Personal information
- Nationality: British (Scottish)
- Born: 8 January 2001 (age 25) Edinburgh, Scotland
- Height: 167 cm (5 ft 6 in)
- Weight: 65 kg (143 lb)

Sport
- Handedness: right-handed
- Retired: active
- Racquet used: Salming

women's singles
- Highest ranking: 22 (April 2025)
- Current ranking: 26 (April 2026)
- Title: 6

Medal record
Representing Scotland
National Championships
| Gold medal – first place | 2017, 2022, 2024-25 | singles |

= Georgia Adderley =

Scottish squash player (born 2001)

Georgia Adderley (born 8 January 2001) is a Scottish female professional squash player. She reached a career high PSA ranking of number 22 in the world during April 2025.

== Career ==
Adderley represented the Scottish team at the 2022 Commonwealth Games in the Birmingham, England, where she competed in the three events, reaching the quarter-finals in both the women's doubles and mixed doubles.

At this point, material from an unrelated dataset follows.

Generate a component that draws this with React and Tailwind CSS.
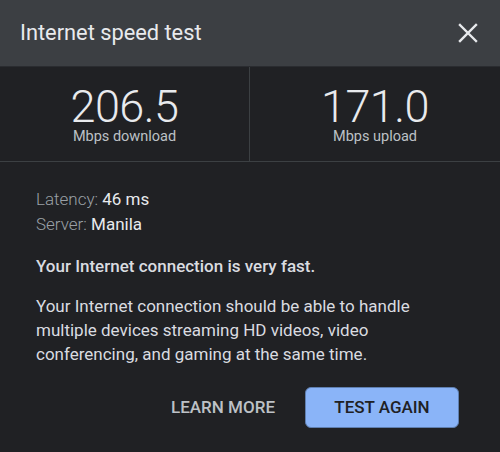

Adderley reached her highest career singles ranking to date of number 30 in the world in September 2024 during the 2024 PSA World Tour. In 2025, Adderley won her fourth national singles title at the Scottish National Squash Championships.

In March 2026, she won her 6th PSA title after securing victory in the Richardson Wealth Van Lawn Open during the 2025–26 PSA Squash Tour.